## Exercise requirements
Give the material once more, word for word, without any images.
## start
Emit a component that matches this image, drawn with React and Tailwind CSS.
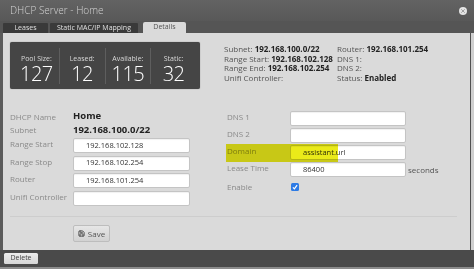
import { Save, X } from 'lucide-react';

const STATS = [
  { label: 'Pool Size:', value: '127' },
  { label: 'Leased:', value: '12' },
  { label: 'Available:', value: '115' },
  { label: 'Static:', value: '32' },
];

const INFO_LEFT = [
  ['Subnet:', '192.168.100.0/22'],
  ['Range Start:', '192.168.102.128'],
  ['Range End:', '192.168.102.254'],
  ['Unifi Controller:', ''],
];

const INFO_RIGHT = [
  ['Router:', '192.168.101.254'],
  ['DNS 1:', ''],
  ['DNS 2:', ''],
  ['Status:', 'Enabled'],
];

function Field({ value }) {
  return (
    <div className="h-[15px] w-full bg-white border border-[#c4c4c4] rounded-[2px] flex items-center px-[12px] text-[7.5px] text-[#333] shadow-[inset_0_1px_1px_rgba(0,0,0,0.06)]">
      {value}
    </div>
  );
}

function Row({ label, children, width = 'w-[117px]', extra }) {
  return (
    <div className="flex items-start h-[15px]">
      <div className="w-[63px] text-[8px] text-[#8a8a8a] leading-[11px]">{label}</div>
      <div className={width}>{children}</div>
      {extra}
    </div>
  );
}

export default function App() {
  return (
    <div
      className="w-[474px] h-[269px] flex flex-col bg-[#5b5b5b] overflow-hidden"
      style={{ fontFamily: '"Open Sans", "Liberation Sans", sans-serif' }}
    >
      {/* title bar */}
      <div className="h-[21px] flex items-center justify-between pl-[10px] pr-[7px] bg-gradient-to-b from-[#636363] to-[#585858]">
        <span className="text-[10px] text-[#d2d2d2] font-light">DHCP Server - Home</span>
        <span className="w-[8px] h-[8px] rounded-full bg-[#e4e4e4] flex items-center justify-center">
          <X size={6} strokeWidth={3} className="text-[#8a8a8a]" />
        </span>
      </div>

      {/* tabs */}
      <div className="h-[12px] flex items-end gap-[2px] pl-[3px] bg-[#555]">
        <div className="h-[10px] w-[45px] bg-[#3a3a3a] flex items-center justify-center text-[7px] text-[#e0e0e0] rounded-t-[1px]">Leases</div>
        <div className="h-[10px] w-[88px] bg-[#3a3a3a] flex items-center justify-center text-[7px] text-[#e0e0e0] rounded-t-[1px]">Static MAC/IP Mapping</div>
        <div className="h-[11px] w-[43px] ml-[3px] bg-[#dadada] flex items-center justify-center text-[7px] text-[#555] rounded-t-[2px]">Details</div>
      </div>

      {/* body */}
      <div className="flex h-[217px]">
        <div className="w-[3px] bg-[#5b5b5b]" />
        <div className="w-[467px] bg-[#dadada] flex flex-col pl-[7px] pt-[9px]">
          {/* summary */}
          <div className="flex h-[47px]">
            <div className="w-[190px] h-[47px] bg-[#454545] rounded-[2px] flex items-center px-[4px] shadow-[0_0_1px_rgba(0,0,0,0.5)]">
              {STATS.map((s, i) => (
                <div
                  key={s.label}
                  className={`flex-1 flex flex-col items-center h-[36px] ${i > 0 ? 'border-l border-[#5e5e5e]' : ''}`}
                >
                  <span className="text-[7px] text-[#d8d8d8] leading-[8px] mt-[7px]">{s.label}</span>
                  <span className="text-[20px] tracking-[-0.5px] font-light text-white leading-[18px] mt-[2px]">{s.value}</span>
                </div>
              ))}
            </div>
            <div className="flex pl-[24px] pt-[2px] text-[8px] text-[#555] leading-[9.5px] whitespace-nowrap">
              <div className="w-[113px] flex flex-col">
                {INFO_LEFT.map(([k, v]) => (
                  <div key={k}>
                    {k} <span className="font-bold text-[#222]">{v}</span>
                  </div>
                ))}
              </div>
              <div className="flex flex-col">
                {INFO_RIGHT.map(([k, v]) => (
                  <div key={k}>
                    {k} <span className="font-bold text-[#222]">{v}</span>
                  </div>
                ))}
              </div>
            </div>
          </div>

          {/* form */}
          <div className="flex mt-[21px] h-[96px]">
            <div className="w-[217px] flex flex-col">
              <div className="flex items-center h-[13px]">
                <div className="w-[63px] text-[8px] text-[#8a8a8a]">DHCP Name</div>
                <div className="text-[9.5px] font-bold text-[#222]">Home</div>
              </div>
              <div className="flex items-center h-[14px]">
                <div className="w-[63px] text-[8px] text-[#8a8a8a]">Subnet</div>
                <div className="text-[9.5px] font-bold text-[#222]">192.168.100.0/22</div>
              </div>
              <div className="flex flex-col gap-[2.5px] mt-[1px]">
                <Row label="Range Start"><Field value="192.168.102.128" /></Row>
                <Row label="Range Stop"><Field value="192.168.102.254" /></Row>
                <Row label="Router"><Field value="192.168.101.254" /></Row>
                <Row label="Unifi Controller"><Field value="" /></Row>
              </div>
            </div>
            <div className="relative flex flex-col gap-[2px] pt-[1px]">
              <Row label="DNS 1" width="w-[116px]"><Field value="" /></Row>
              <Row label="DNS 2" width="w-[116px]"><Field value="" /></Row>
              <Row label="Domain" width="w-[116px]"><Field value="assistant.url" /></Row>
              <Row
                label="Lease Time"
                width="w-[116px]"
                extra={<span className="ml-[2px] text-[8px] text-[#555] leading-[15px]">seconds</span>}
              >
                <Field value="86400" />
              </Row>
              <div className="flex items-center h-[13px] mt-[1px]">
                <div className="w-[64px] text-[8px] text-[#8a8a8a]">Enable</div>
                <span className="w-[8px] h-[8px] rounded-[1.5px] bg-[#2d7be5] flex items-center justify-center">
                  <svg width="6" height="6" viewBox="0 0 10 10">
                    <path d="M1.5 5.5 L4 8 L8.5 2" fill="none" stroke="white" strokeWidth="2" />
                  </svg>
                </span>
              </div>
              <div className="absolute left-[-1px] top-[34px] w-[112px] h-[18px] bg-[rgba(232,232,0,0.9)] mix-blend-multiply" />
            </div>
          </div>

          <div className="mt-[10px] h-px w-[447px] bg-[#cdcdcd]" />
          <div className="mt-[8px] pl-[63px]">
            <button className="h-[17px] w-[37px] flex items-center justify-center gap-[3px] bg-gradient-to-b from-[#e6e6e6] to-[#d2d2d2] border border-[#bdbdbd] rounded-[2px] text-[8px] text-[#555]">
              <Save size={7} strokeWidth={3} className="text-[#444]" />
              Save
            </button>
          </div>
        </div>
        <div className="w-px bg-[#505050]" />
        <div className="w-[3px] bg-[#cfcfcf]" />
      </div>

      {/* footer */}
      <div className="h-[17px] bg-[#4a4a4a] flex items-center pl-[4px]">
        <button className="h-[11px] w-[34px] bg-gradient-to-b from-[#ececec] to-[#d6d6d6] rounded-[1.5px] text-[7px] text-[#444] flex items-center justify-center">
          Delete
        </button>
      </div>
      <div className="h-[2px] bg-[#8c8c8c]" />
    </div>
  );
}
## end
## Response to this task
Emit a component that matches this image, drawn with React and Tailwind CSS.
import { Save, X } from 'lucide-react';

const STATS = [
  { label: 'Pool Size:', value: '127' },
  { label: 'Leased:', value: '12' },
  { label: 'Available:', value: '115' },
  { label: 'Static:', value: '32' },
];

const INFO_LEFT = [
  ['Subnet:', '192.168.100.0/22'],
  ['Range Start:', '192.168.102.128'],
  ['Range End:', '192.168.102.254'],
  ['Unifi Controller:', ''],
];

const INFO_RIGHT = [
  ['Router:', '192.168.101.254'],
  ['DNS 1:', ''],
  ['DNS 2:', ''],
  ['Status:', 'Enabled'],
];

function Field({ value }) {
  return (
    <div className="h-[15px] w-full bg-white border border-[#c4c4c4] rounded-[2px] flex items-center px-[12px] text-[7.5px] text-[#333] shadow-[inset_0_1px_1px_rgba(0,0,0,0.06)]">
      {value}
    </div>
  );
}

function Row({ label, children, width = 'w-[117px]', extra }) {
  return (
    <div className="flex items-start h-[15px]">
      <div className="w-[63px] text-[8px] text-[#8a8a8a] leading-[11px]">{label}</div>
      <div className={width}>{children}</div>
      {extra}
    </div>
  );
}

export default function App() {
  return (
    <div
      className="w-[474px] h-[269px] flex flex-col bg-[#5b5b5b] overflow-hidden"
      style={{ fontFamily: '"Open Sans", "Liberation Sans", sans-serif' }}
    >
      {/* title bar */}
      <div className="h-[21px] flex items-center justify-between pl-[10px] pr-[7px] bg-gradient-to-b from-[#636363] to-[#585858]">
        <span className="text-[10px] text-[#d2d2d2] font-light">DHCP Server - Home</span>
        <span className="w-[8px] h-[8px] rounded-full bg-[#e4e4e4] flex items-center justify-center">
          <X size={6} strokeWidth={3} className="text-[#8a8a8a]" />
        </span>
      </div>

      {/* tabs */}
      <div className="h-[12px] flex items-end gap-[2px] pl-[3px] bg-[#555]">
        <div className="h-[10px] w-[45px] bg-[#3a3a3a] flex items-center justify-center text-[7px] text-[#e0e0e0] rounded-t-[1px]">Leases</div>
        <div className="h-[10px] w-[88px] bg-[#3a3a3a] flex items-center justify-center text-[7px] text-[#e0e0e0] rounded-t-[1px]">Static MAC/IP Mapping</div>
        <div className="h-[11px] w-[43px] ml-[3px] bg-[#dadada] flex items-center justify-center text-[7px] text-[#555] rounded-t-[2px]">Details</div>
      </div>

      {/* body */}
      <div className="flex h-[217px]">
        <div className="w-[3px] bg-[#5b5b5b]" />
        <div className="w-[467px] bg-[#dadada] flex flex-col pl-[7px] pt-[9px]">
          {/* summary */}
          <div className="flex h-[47px]">
            <div className="w-[190px] h-[47px] bg-[#454545] rounded-[2px] flex items-center px-[4px] shadow-[0_0_1px_rgba(0,0,0,0.5)]">
              {STATS.map((s, i) => (
                <div
                  key={s.label}
                  className={`flex-1 flex flex-col items-center h-[36px] ${i > 0 ? 'border-l border-[#5e5e5e]' : ''}`}
                >
                  <span className="text-[7px] text-[#d8d8d8] leading-[8px] mt-[7px]">{s.label}</span>
                  <span className="text-[20px] tracking-[-0.5px] font-light text-white leading-[18px] mt-[2px]">{s.value}</span>
                </div>
              ))}
            </div>
            <div className="flex pl-[24px] pt-[2px] text-[8px] text-[#555] leading-[9.5px] whitespace-nowrap">
              <div className="w-[113px] flex flex-col">
                {INFO_LEFT.map(([k, v]) => (
                  <div key={k}>
                    {k} <span className="font-bold text-[#222]">{v}</span>
                  </div>
                ))}
              </div>
              <div className="flex flex-col">
                {INFO_RIGHT.map(([k, v]) => (
                  <div key={k}>
                    {k} <span className="font-bold text-[#222]">{v}</span>
                  </div>
                ))}
              </div>
            </div>
          </div>

          {/* form */}
          <div className="flex mt-[21px] h-[96px]">
            <div className="w-[217px] flex flex-col">
              <div className="flex items-center h-[13px]">
                <div className="w-[63px] text-[8px] text-[#8a8a8a]">DHCP Name</div>
                <div className="text-[9.5px] font-bold text-[#222]">Home</div>
              </div>
              <div className="flex items-center h-[14px]">
                <div className="w-[63px] text-[8px] text-[#8a8a8a]">Subnet</div>
                <div className="text-[9.5px] font-bold text-[#222]">192.168.100.0/22</div>
              </div>
              <div className="flex flex-col gap-[2.5px] mt-[1px]">
                <Row label="Range Start"><Field value="192.168.102.128" /></Row>
                <Row label="Range Stop"><Field value="192.168.102.254" /></Row>
                <Row label="Router"><Field value="192.168.101.254" /></Row>
                <Row label="Unifi Controller"><Field value="" /></Row>
              </div>
            </div>
            <div className="relative flex flex-col gap-[2px] pt-[1px]">
              <Row label="DNS 1" width="w-[116px]"><Field value="" /></Row>
              <Row label="DNS 2" width="w-[116px]"><Field value="" /></Row>
              <Row label="Domain" width="w-[116px]"><Field value="assistant.url" /></Row>
              <Row
                label="Lease Time"
                width="w-[116px]"
                extra={<span className="ml-[2px] text-[8px] text-[#555] leading-[15px]">seconds</span>}
              >
                <Field value="86400" />
              </Row>
              <div className="flex items-center h-[13px] mt-[1px]">
                <div className="w-[64px] text-[8px] text-[#8a8a8a]">Enable</div>
                <span className="w-[8px] h-[8px] rounded-[1.5px] bg-[#2d7be5] flex items-center justify-center">
                  <svg width="6" height="6" viewBox="0 0 10 10">
                    <path d="M1.5 5.5 L4 8 L8.5 2" fill="none" stroke="white" strokeWidth="2" />
                  </svg>
                </span>
              </div>
              <div className="absolute left-[-1px] top-[34px] w-[112px] h-[18px] bg-[rgba(232,232,0,0.9)] mix-blend-multiply" />
            </div>
          </div>

          <div className="mt-[10px] h-px w-[447px] bg-[#cdcdcd]" />
          <div className="mt-[8px] pl-[63px]">
            <button className="h-[17px] w-[37px] flex items-center justify-center gap-[3px] bg-gradient-to-b from-[#e6e6e6] to-[#d2d2d2] border border-[#bdbdbd] rounded-[2px] text-[8px] text-[#555]">
              <Save size={7} strokeWidth={3} className="text-[#444]" />
              Save
            </button>
          </div>
        </div>
        <div className="w-px bg-[#505050]" />
        <div className="w-[3px] bg-[#cfcfcf]" />
      </div>

      {/* footer */}
      <div className="h-[17px] bg-[#4a4a4a] flex items-center pl-[4px]">
        <button className="h-[11px] w-[34px] bg-gradient-to-b from-[#ececec] to-[#d6d6d6] rounded-[1.5px] text-[7px] text-[#444] flex items-center justify-center">
          Delete
        </button>
      </div>
      <div className="h-[2px] bg-[#8c8c8c]" />
    </div>
  );
}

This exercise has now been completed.